__WORK TO DO__
Give only the number of lines in the data that include the string "inline".

--- RECORDED INFORMATION ---

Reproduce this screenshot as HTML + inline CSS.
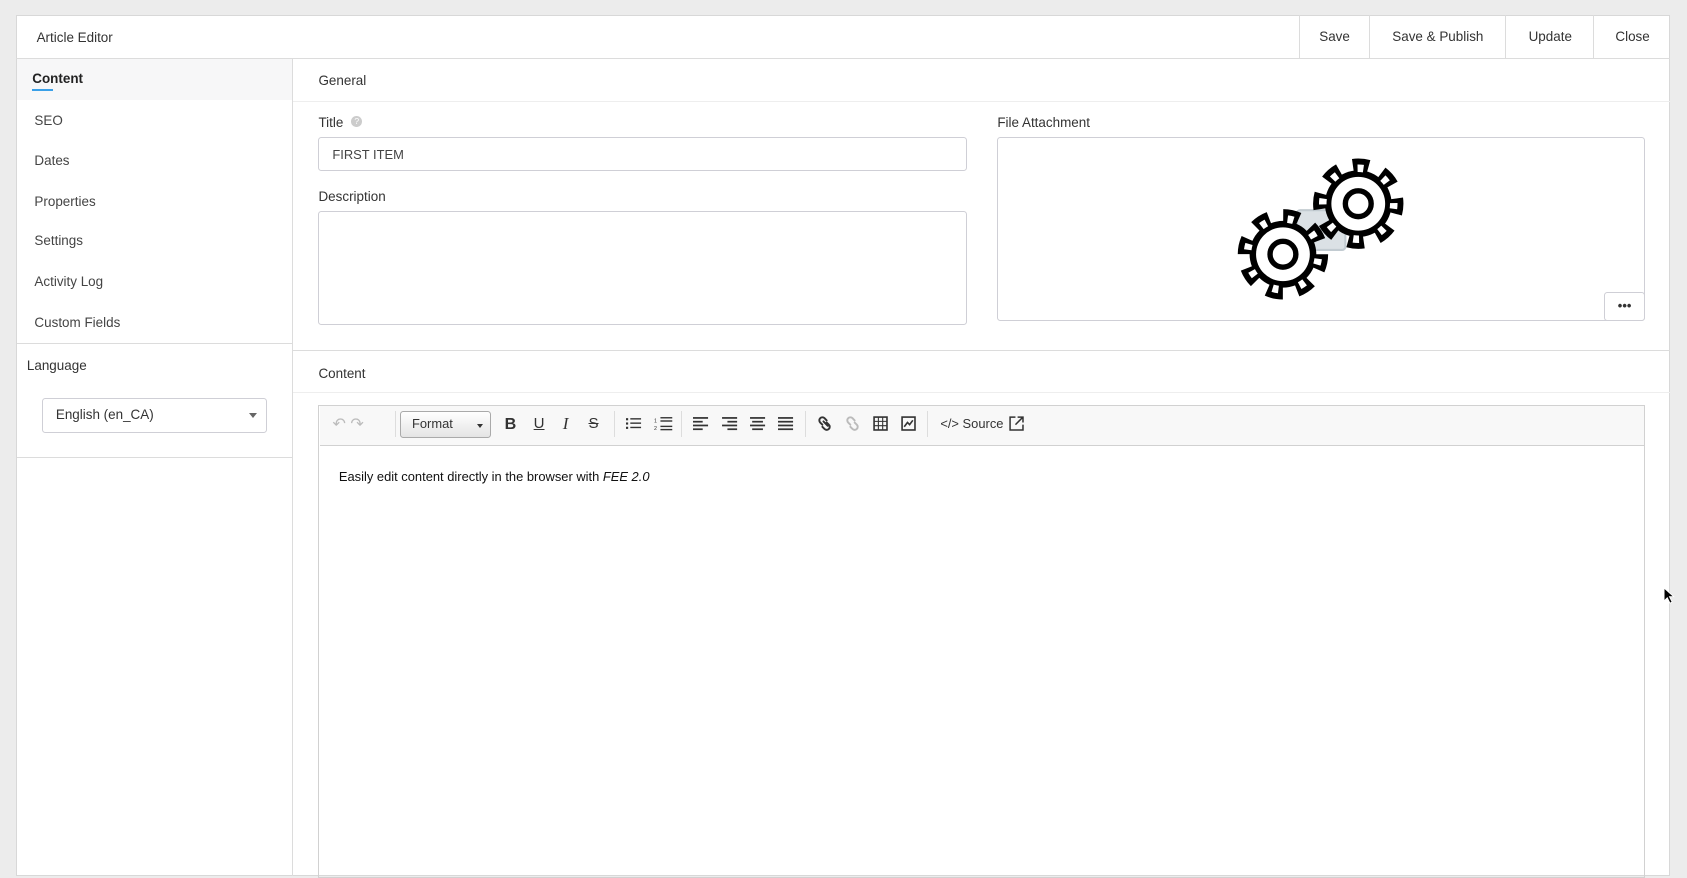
<!DOCTYPE html>
<html><head><style>
html,body{margin:0;padding:0}
body{zoom:1.07589;width:1568px;height:781px;background:#ececec;font-family:"Liberation Sans",sans-serif;color:#333;position:relative;overflow:hidden}
.a{position:absolute}
.panel{left:15px;top:14px;width:1537px;height:800px;background:#fff;border:1px solid #d8d8d8;box-sizing:border-box}
.hdr{left:15px;top:14px;width:1537px;height:41px;border-bottom:1px solid #dcdcdc;box-sizing:border-box}
.btn{top:14px;height:40px;border-left:1px solid #dcdcdc;font-size:12.5px;line-height:40px;text-align:center;color:#333}
.side{left:15px;top:54px;width:257px;height:760px;border-right:1px solid #dcdcdc;box-sizing:border-box}
.nav{left:32px;font-size:12.5px;color:#444}
.lbl{font-size:12.5px;color:#333}
.in{border:1px solid #cfcfd6;border-radius:3px;box-sizing:border-box;background:#fff}
.sep{top:382px;width:1px;height:24px;background:#ddd}
</style></head><body>
<div class="a panel"></div>
<div class="a hdr"></div>
<div class="a" style="left:34px;top:28px;font-size:12.5px;color:#333">Article Editor</div>
<div class="a btn" style="left:1207px;width:65px">Save</div>
<div class="a btn" style="left:1272px;width:127px">Save &amp; Publish</div>
<div class="a btn" style="left:1399px;width:82px">Update</div>
<div class="a btn" style="left:1481px;width:71px">Close</div>

<div class="a side"></div>
<div class="a" style="left:16px;top:55px;width:255px;height:38px;background:#f7f7f8"></div>
<div class="a nav" style="left:30px;top:66px;color:#222;font-weight:bold">Content</div>
<div class="a" style="left:30px;top:83px;width:19px;height:2px;background:#3aa0e8"></div>
<div class="a nav" style="top:105px">SEO</div>
<div class="a nav" style="top:142px">Dates</div>
<div class="a nav" style="top:180px">Properties</div>
<div class="a nav" style="top:217px">Settings</div>
<div class="a nav" style="top:255px">Activity Log</div>
<div class="a nav" style="top:293px">Custom Fields</div>
<div class="a" style="left:16px;top:319px;width:255px;height:1px;background:#dcdcdc"></div>
<div class="a lbl" style="left:25px;top:333px">Language</div>
<div class="a in" style="left:39px;top:370px;width:209px;height:32px;font-size:12.5px;line-height:30px;padding-left:12px;color:#333">English (en_CA)<span class="a" style="right:8px;top:13px;border:4px solid transparent;border-top:5px solid #666"></span></div>
<div class="a" style="left:16px;top:425px;width:255px;height:1px;background:#dcdcdc"></div>

<div class="a lbl" style="left:296px;top:68px">General</div>
<div class="a" style="left:272px;top:94px;width:1280px;height:1px;background:#eee"></div>
<div class="a lbl" style="left:296px;top:107px">Title <span style="display:inline-block;width:10px;height:10px;border-radius:50%;background:#ccc;color:#fff;font-size:8px;line-height:10px;text-align:center;vertical-align:3px;margin-left:4px">?</span></div>
<div class="a in" style="left:296px;top:127px;width:603px;height:32px;font-size:12px;line-height:31px;padding-left:12px;color:#444">FIRST ITEM</div>
<div class="a lbl" style="left:296px;top:176px">Description</div>
<div class="a in" style="left:296px;top:196px;width:603px;height:106px"></div>
<div class="a lbl" style="left:927px;top:107px">File Attachment</div>
<div class="a in" style="left:927px;top:127px;width:602px;height:171px"></div>
<div class="a in" style="left:1491px;top:271px;width:38px;height:27px;text-align:center;font-size:12px;line-height:24px;font-weight:bold;color:#333">•••</div>
<svg class="a" style="left:1140px;top:140px" width="180" height="150" viewBox="1140 140 180 150">
<rect x="1205" y="195" width="45" height="37" rx="3" fill="#dbe1e5" stroke="#c2cbd1" stroke-width="2"/>
<g>
<circle cx="1192" cy="236" r="34" fill="none" stroke="#000" stroke-width="16" stroke-dasharray="14 12.7"/>
<circle cx="1192" cy="236" r="31" fill="#000"/>
<circle cx="1192" cy="236" r="33" fill="none" stroke="#fff" stroke-width="7" stroke-dasharray="5.5 20.4" stroke-dashoffset="-4.2"/>
<circle cx="1192" cy="236" r="25" fill="#fff"/>
<circle cx="1192" cy="236" r="12" fill="none" stroke="#000" stroke-width="5"/>
</g>
<circle cx="1262" cy="189" r="34" fill="none" stroke="#000" stroke-width="16" stroke-dasharray="14 12.7" stroke-dashoffset="5"/>
<circle cx="1262" cy="189" r="31" fill="#000"/>
<circle cx="1262" cy="189" r="33" fill="none" stroke="#fff" stroke-width="7" stroke-dasharray="5.5 20.4" stroke-dashoffset="0.8"/>
<circle cx="1262" cy="189" r="25" fill="#fff"/>
<circle cx="1262" cy="189" r="12" fill="none" stroke="#000" stroke-width="5"/>
</svg>

<div class="a" style="left:272px;top:325px;width:1280px;height:1px;background:#dcdcdc"></div>
<div class="a lbl" style="left:296px;top:340px">Content</div>
<div class="a" style="left:272px;top:364px;width:1280px;height:1px;background:#eee"></div>
<div class="a" style="left:296px;top:376px;width:1233px;height:440px;border:1px solid #d1d1d1;box-sizing:border-box"></div>
<div class="a" style="left:297px;top:377px;width:1231px;height:37px;background:#f8f8f8;border-bottom:1px solid #d1d1d1"></div>
<div class="a" style="left:309px;top:385px;color:#bbb;font-size:15px">↶ ↷</div>
<div class="a sep" style="left:367px"></div>
<div class="a" style="left:372px;top:382px;width:84px;height:25px;border:1px solid #aaa;border-radius:3px;box-sizing:border-box;background:linear-gradient(#fff,#e4e4e4);font-size:12px;line-height:23px;padding-left:10px;color:#333">Format<span class="a" style="right:6px;top:11px;border:3px solid transparent;border-top:4px solid #333"></span></div>
<div class="a" style="left:469px;top:386px;font-size:15px;color:#333;font-weight:bold">B</div>
<div class="a" style="left:496px;top:386px;font-size:14px;color:#333;text-decoration:underline">U</div>
<div class="a" style="left:523px;top:385px;font-size:16px;color:#333;font-style:italic;font-family:'Liberation Serif',serif">I</div>
<div class="a" style="left:547px;top:386px;font-size:14px;color:#333;text-decoration:line-through">S</div>
<div class="a sep" style="left:571px"></div>
<svg class="a" style="left:582px;top:387px" width="64" height="14">
<g fill="#333"><rect x="0" y="2" width="2" height="2"/><rect x="0" y="6" width="2" height="2"/><rect x="0" y="10" width="2" height="2"/><rect x="4" y="2" width="10" height="1.3"/><rect x="4" y="6" width="10" height="1.3"/><rect x="4" y="10" width="10" height="1.3"/>
<rect x="32" y="1" width="11" height="1.3"/><rect x="32" y="4" width="11" height="1.3"/><rect x="32" y="9" width="11" height="1.3"/><rect x="32" y="12" width="11" height="1.3"/></g>
<text x="26" y="6" font-size="5" fill="#333">1</text><text x="26" y="13" font-size="5" fill="#333">2</text></svg>
<div class="a sep" style="left:633px"></div>
<svg class="a" style="left:644px;top:387px" width="95" height="14"><g fill="#333">
<rect x="0" y="1" width="14" height="1.6"/><rect x="0" y="4.5" width="9" height="1.6"/><rect x="0" y="8" width="14" height="1.6"/><rect x="0" y="11.5" width="9" height="1.6"/>
<rect x="27" y="1" width="14" height="1.6"/><rect x="32" y="4.5" width="9" height="1.6"/><rect x="27" y="8" width="14" height="1.6"/><rect x="32" y="11.5" width="9" height="1.6"/>
<rect x="53" y="1" width="14" height="1.6"/><rect x="55" y="4.5" width="10" height="1.6"/><rect x="53" y="8" width="14" height="1.6"/><rect x="55" y="11.5" width="10" height="1.6"/>
<rect x="79" y="1" width="14" height="1.6"/><rect x="79" y="4.5" width="14" height="1.6"/><rect x="79" y="8" width="14" height="1.6"/><rect x="79" y="11.5" width="14" height="1.6"/></g></svg>
<div class="a sep" style="left:748px"></div>
<svg class="a" style="left:759px;top:386px" width="40" height="16"><g fill="none" stroke-width="1.8" stroke-linecap="round"><path d="M5 9L3 7A2.5 2.5 0 0 1 7 3L9 5M9 7L11 9A2.5 2.5 0 0 1 7 13L5 11M6 6L10 10" stroke="#333"/><path d="M31 9L29 7A2.5 2.5 0 0 1 33 3L35 5M35 7L37 9A2.5 2.5 0 0 1 33 13L31 11" stroke="#bbb"/></g></svg>
<svg class="a" style="left:811px;top:387px" width="14" height="14"><rect x="1" y="1" width="12" height="12" fill="none" stroke="#333" stroke-width="1.5"/><path d="M1 5H13M1 9H13M5 1V13M9 1V13" stroke="#333"/></svg>
<svg class="a" style="left:837px;top:387px" width="14" height="14"><rect x="1" y="1" width="12" height="12" fill="none" stroke="#333" stroke-width="1.5"/><path d="M3 10L6 6L8 8L11 4" stroke="#333" fill="none" stroke-width="1.5"/></svg>
<div class="a sep" style="left:862px"></div>
<div class="a" style="left:874px;top:387px;font-size:12px;color:#333">&lt;/&gt; Source</div>
<svg class="a" style="left:938px;top:387px" width="14" height="14"><path d="M6 1H1V13H13V8M8 1H13V6M13 1L6 8" stroke="#333" fill="none" stroke-width="1.4"/></svg>
<div class="a" style="left:315px;top:436px;font-size:12px;color:#111">Easily edit content directly in the browser with <i>FEE 2.0</i></div>
<svg class="a" style="left:1546px;top:546px" width="12" height="16"><path d="M1 1V13L4 10L6.5 15L8.5 14L6 9H10Z" fill="#000" stroke="#fff" stroke-width="0.8"/></svg>
</body></html>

---

__REPLY__
2